Floral displays "make this a better workplace," says Michael Jacobson, manager of Neil Lane Jewelry in L.A., which often orders arrangements from Casabella Florist in Beverly Hills.

Clients often come up with their own ideas, which floral designers build upon. Hostess Lucy Billett wanted flowers to play a minimal role in the centerpieces for her son's recent wedding rehearsal dinner. Mark's Garden obliged by taking fruit such as kumquats and pears and lightly bronzing them, then adding one or two roses to the arrangements. For the wedding they created cufflinks and a dickey out of rosebuds for Billet's suit.

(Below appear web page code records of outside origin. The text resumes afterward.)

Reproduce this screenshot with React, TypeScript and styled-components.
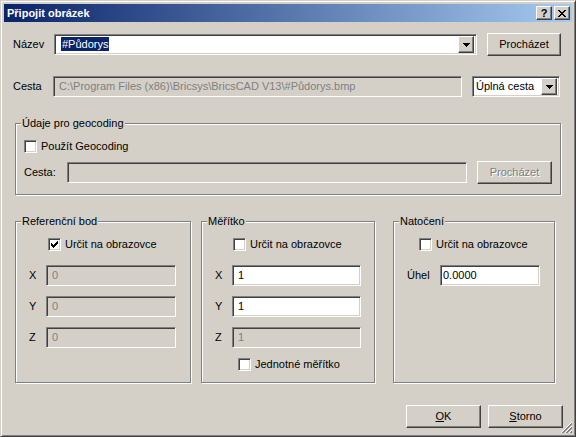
import React from "react";
import styled, { createGlobalStyle, css } from "styled-components";

const FACE = "#D4D0C8";

const Global = createGlobalStyle`
  html, body { margin: 0; padding: 0; background: ${FACE}; }
  body { font-family: "Liberation Sans", Arial, sans-serif; font-size: 11px; color: #000; }
  * { box-sizing: border-box; }
`;

const raised = css`
  border: 1px solid;
  border-color: #fff #404040 #404040 #fff;
  box-shadow: inset -1px -1px #808080;
  background: ${FACE};
`;

const sunken = css`
  border: 1px solid;
  border-color: #808080 #fff #fff #808080;
  box-shadow: inset 1px 1px #404040, inset -1px -1px ${FACE};
`;

const Window = styled.div`
  width: 576px;
  height: 437px;
  background: ${FACE};
  border: 1px solid;
  border-color: ${FACE} #404040 #404040 ${FACE};
  box-shadow: inset 1px 1px #fff, inset -1px -1px #808080;
  padding: 3px;
  display: flex;
  flex-direction: column;
  position: relative;
`;

const TitleBar = styled.div`
  height: 18px;
  flex-shrink: 0;
  background: linear-gradient(to right, #0a246a, #a6caf0);
  display: flex;
  align-items: center;
  padding: 0 2px 0 3px;
  gap: 2px;
`;

const Title = styled.div`
  flex: 1;
  color: #fff;
  font-weight: bold;
  font-size: 11px;
  line-height: 13px;
`;

const CaptionButton = styled.div`
  ${raised};
  width: 16px;
  height: 14px;
  display: flex;
  align-items: center;
  justify-content: center;
  font-weight: bold;
  font-size: 11px;
  line-height: 11px;
  color: #000;
`;

const Body = styled.div`
  flex: 1;
  display: flex;
  flex-direction: column;
  position: relative;
`;

const Row = styled.div<{ $top: number; $left: number; $h: number }>`
  display: flex;
  align-items: center;
  height: ${(p) => p.$h}px;
  margin: ${(p) => p.$top}px 0 0 ${(p) => p.$left}px;
`;

const Label = styled.span<{ $w: number }>`
  width: ${(p) => p.$w}px;
  flex-shrink: 0;
  line-height: 13px;
  white-space: nowrap;
`;

const Combo = styled.div<{ $w: number }>`
  ${sunken};
  width: ${(p) => p.$w}px;
  height: 21px;
  background: #fff;
  display: flex;
  align-items: center;
  padding: 2px 2px 2px 2px;
`;

const ComboText = styled.div<{ $pad: number }>`
  flex: 1;
  padding-left: ${(p) => p.$pad}px;
  line-height: 13px;
  white-space: nowrap;
`;

const Selected = styled.span`
  background: #0a246a;
  color: #fff;
  padding: 1px 1px;
`;

const ArrowButton = styled.div`
  ${raised};
  width: 16px;
  height: 17px;
  flex-shrink: 0;
  display: flex;
  align-items: center;
  justify-content: center;
`;

const TextBox = styled.div<{ $w: number; $disabled?: boolean }>`
  ${sunken};
  width: ${(p) => p.$w}px;
  height: 21px;
  flex-shrink: 0;
  background: ${(p) => (p.$disabled ? FACE : "#fff")};
  color: ${(p) => (p.$disabled ? "#808080" : "#000")};
  padding: 0 0 0 5px;
  line-height: 19px;
  white-space: nowrap;
  overflow: hidden;
`;

const Button = styled.div<{ $w: number; $disabled?: boolean; $ml?: number }>`
  ${raised};
  width: ${(p) => p.$w}px;
  height: 23px;
  flex-shrink: 0;
  margin-left: ${(p) => p.$ml ?? 0}px;
  display: flex;
  align-items: center;
  justify-content: center;
  line-height: 13px;
  color: ${(p) => (p.$disabled ? "#808080" : "#000")};
  text-shadow: ${(p) => (p.$disabled ? "1px 1px #fff" : "none")};
`;

const Group = styled.div<{ $w: number; $h: number }>`
  position: relative;
  width: ${(p) => p.$w}px;
  height: ${(p) => p.$h}px;
  flex-shrink: 0;
  border: 1px solid #808080;
  box-shadow: inset 1px 1px #fff, 1px 1px #fff;
  display: flex;
  flex-direction: column;
`;

const Legend = styled.span`
  position: absolute;
  top: -7px;
  left: 5px;
  padding: 0 1px;
  background: ${FACE};
  line-height: 13px;
  white-space: nowrap;
`;

const GeoGroup = styled(Group)`
  margin: 26px 0 0 11px;
  padding: 16px 0 0 8px;
`;

const GroupsRow = styled.div`
  display: flex;
  margin: 26px 0 0 11px;
`;

const FieldGroup = styled(Group)<{ $ml: number }>`
  margin-left: ${(p) => p.$ml}px;
  padding: 16px 0 0 13px;
`;

const CheckRow = styled.label<{ $ml: number; $mt?: number }>`
  display: flex;
  align-items: center;
  height: 13px;
  margin-left: ${(p) => p.$ml}px;
  margin-top: ${(p) => p.$mt ?? 0}px;
  gap: 4px;
  line-height: 13px;
  white-space: nowrap;
`;

const CheckBox = styled.span`
  ${sunken};
  width: 13px;
  height: 13px;
  background: #fff;
  flex-shrink: 0;
  display: flex;
  align-items: center;
  justify-content: center;
`;

const FieldRow = styled.div<{ $mt: number }>`
  display: flex;
  align-items: center;
  height: 21px;
  margin-top: ${(p) => p.$mt}px;
`;

const GeoPathRow = styled.div`
  display: flex;
  align-items: center;
  height: 23px;
  margin-top: 8px;
`;

const Footer = styled.div`
  display: flex;
  justify-content: flex-end;
  gap: 7px;
  margin: 22px 9px 0 0;
`;

const Grip = styled.svg`
  position: absolute;
  right: 0;
  bottom: 0;
`;

const U = styled.span`
  text-decoration: underline;
`;

const Arrow = () => (
  <svg width="7" height="4" viewBox="0 0 7 4" shapeRendering="crispEdges">
    <path d="M0 0h7v1H0zM1 1h5v1H1zM2 2h3v1H2zM3 3h1v1H3z" fill="#000" />
  </svg>
);

const Check = ({ checked }: { checked?: boolean }) => (
  <CheckBox>
    {checked && (
      <svg width="7" height="7" viewBox="0 0 7 7" shapeRendering="crispEdges">
        <path
          d="M6 0h1v3H6zM5 1h1v3H5zM4 2h1v3H4zM3 3h1v3H3zM2 4h1v3H2zM1 3h1v3H1zM0 2h1v3H0z"
          fill="#000"
        />
      </svg>
    )}
  </CheckBox>
);

const CloseGlyph = () => (
  <svg width="8" height="7" viewBox="0 0 8 7" shapeRendering="crispEdges">
    <path
      d="M0 0h2v1H0zM6 0h2v1H6zM1 1h2v1H1zM5 1h2v1H5zM2 2h4v1H2zM3 3h2v1H3zM2 4h4v1H2zM1 5h2v1H1zM5 5h2v1H5zM0 6h2v1H0zM6 6h2v1H6z"
      fill="#000"
    />
  </svg>
);

export default function App() {
  return (
    <>
      <Global />
      <Window>
        <TitleBar>
          <Title>Připojit obrázek</Title>
          <CaptionButton>?</CaptionButton>
          <CaptionButton>
            <CloseGlyph />
          </CaptionButton>
        </TitleBar>
        <Body>
          <Row $top={11} $left={9} $h={23}>
            <Label $w={41}>Název</Label>
            <Combo $w={423}>
              <ComboText $pad={4}>
                <Selected>#Půdorys</Selected>
              </ComboText>
              <ArrowButton>
                <Arrow />
              </ArrowButton>
            </Combo>
            <Button $w={74} $ml={10}>
              Procházet
            </Button>
          </Row>

          <Row $top={20} $left={9} $h={21}>
            <Label $w={40}>Cesta</Label>
            <TextBox $w={409} $disabled>
              C:\Program Files (x86)\Bricsys\BricsCAD V13\#Půdorys.bmp
            </TextBox>
            <Combo $w={88} style={{ marginLeft: 10 }}>
              <ComboText $pad={1}>Úplná cesta</ComboText>
              <ArrowButton>
                <Arrow />
              </ArrowButton>
            </Combo>
          </Row>

          <GeoGroup $w={546} $h={72}>
            <Legend>Údaje pro geocoding</Legend>
            <CheckRow $ml={0}>
              <Check />
              Použít Geocoding
            </CheckRow>
            <GeoPathRow>
              <Label $w={43}>Cesta:</Label>
              <TextBox $w={400} $disabled />
              <Button $w={75} $ml={10} $disabled>
                Procházet
              </Button>
            </GeoPathRow>
          </GeoGroup>

          <GroupsRow>
            <FieldGroup $w={176} $h={162} $ml={0}>
              <Legend>Referenční bod</Legend>
              <CheckRow $ml={19}>
                <Check checked />
                Určit na obrazovce
              </CheckRow>
              <FieldRow $mt={14}>
                <Label $w={17}>X</Label>
                <TextBox $w={130} $disabled>0</TextBox>
              </FieldRow>
              <FieldRow $mt={10}>
                <Label $w={17}>Y</Label>
                <TextBox $w={130} $disabled>0</TextBox>
              </FieldRow>
              <FieldRow $mt={10}>
                <Label $w={17}>Z</Label>
                <TextBox $w={130} $disabled>0</TextBox>
              </FieldRow>
            </FieldGroup>

            <FieldGroup $w={174} $h={162} $ml={10}>
              <Legend>Měřítko</Legend>
              <CheckRow $ml={18}>
                <Check />
                Určit na obrazovce
              </CheckRow>
              <FieldRow $mt={14}>
                <Label $w={17}>X</Label>
                <TextBox $w={129}>1</TextBox>
              </FieldRow>
              <FieldRow $mt={10}>
                <Label $w={17}>Y</Label>
                <TextBox $w={129}>1</TextBox>
              </FieldRow>
              <FieldRow $mt={10}>
                <Label $w={17}>Z</Label>
                <TextBox $w={129} $disabled>1</TextBox>
              </FieldRow>
              <CheckRow $ml={23} $mt={10}>
                <Check />
                Jednotné měřítko
              </CheckRow>
            </FieldGroup>

            <FieldGroup $w={162} $h={162} $ml={18}>
              <Legend>Natočení</Legend>
              <CheckRow $ml={12}>
                <Check />
                Určit na obrazovce
              </CheckRow>
              <FieldRow $mt={14}>
                <Label $w={33}>Úhel</Label>
                <TextBox $w={100} style={{ paddingLeft: 2 }}>0.0000</TextBox>
              </FieldRow>
            </FieldGroup>
          </GroupsRow>

          <Footer>
            <Button $w={75}>
              <U>O</U>K
            </Button>
            <Button $w={75}>
              <U>S</U>torno
            </Button>
          </Footer>

          <Grip width="12" height="12" viewBox="0 0 12 12" shapeRendering="crispEdges">
            <path d="M11 1h1v1h-1zM10 2h1v1h-1zM9 3h1v1H9zM8 4h1v1H8zM7 5h1v1H7zM6 6h1v1H6zM5 7h1v1H5zM4 8h1v1H4zM3 9h1v1H3zM2 10h1v1H2zM1 11h1v1H1z" fill="#fff" />
            <path d="M11 2h1v2h-1zM10 3h1v2h-1zM9 4h1v2H9zM8 5h1v2H8zM7 6h1v2H7zM6 7h1v2H6zM5 8h1v2H5zM4 9h1v2H4zM3 10h1v2H3zM2 11h1v1H2z" fill="#808080" />
            <path d="M11 5h1v1h-1zM10 6h1v1h-1zM9 7h1v1H9zM8 8h1v1H8zM7 9h1v1H7zM6 10h1v1H6zM5 11h1v1H5z" fill="#fff" />
            <path d="M11 6h1v2h-1zM10 7h1v2h-1zM9 8h1v2H9zM8 9h1v2H8zM7 10h1v2H7zM6 11h1v1H6z" fill="#808080" />
            <path d="M11 9h1v1h-1zM10 10h1v1h-1zM9 11h1v1H9z" fill="#fff" />
            <path d="M11 10h1v2h-1zM10 11h1v1h-1z" fill="#808080" />
          </Grip>
        </Body>
      </Window>
    </>
  );
}
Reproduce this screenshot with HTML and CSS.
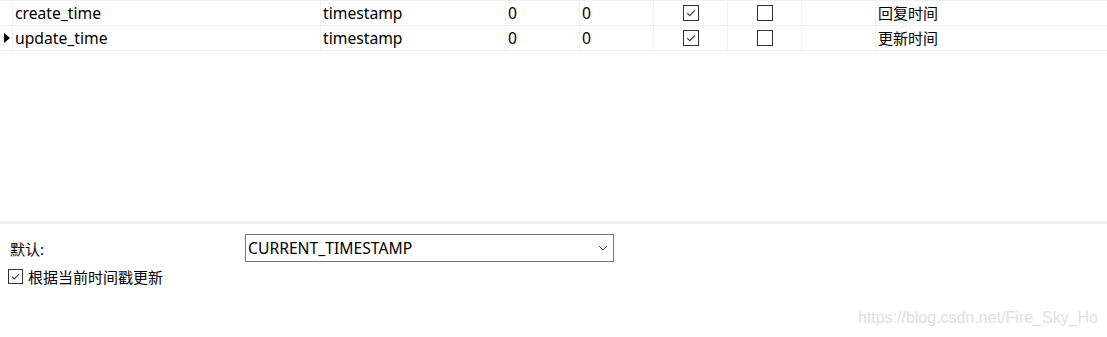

"Flowers," she says, "bring life. They set a mood."

Floral Trends

As there are trends in fashion and home decor, so there are in floral arrangements, colors of flowers and kinds of flowers. On the "in" list now, according to Held, are "crazy" mixtures of hot pinks, oranges and acid greens as well as autumnal tones of burgundy and rust; huge dahlias the size of dinner plates; unusual bicolor roses in dusty shades of terra cotta or bright citrus; fragrant herbs such as rosemary used as accents in arrangements; bright chartreuse foliage; and swirly, fuzzy cockscomb. Held and partner Richard David predict that ballerina pink will see a big comeback soon.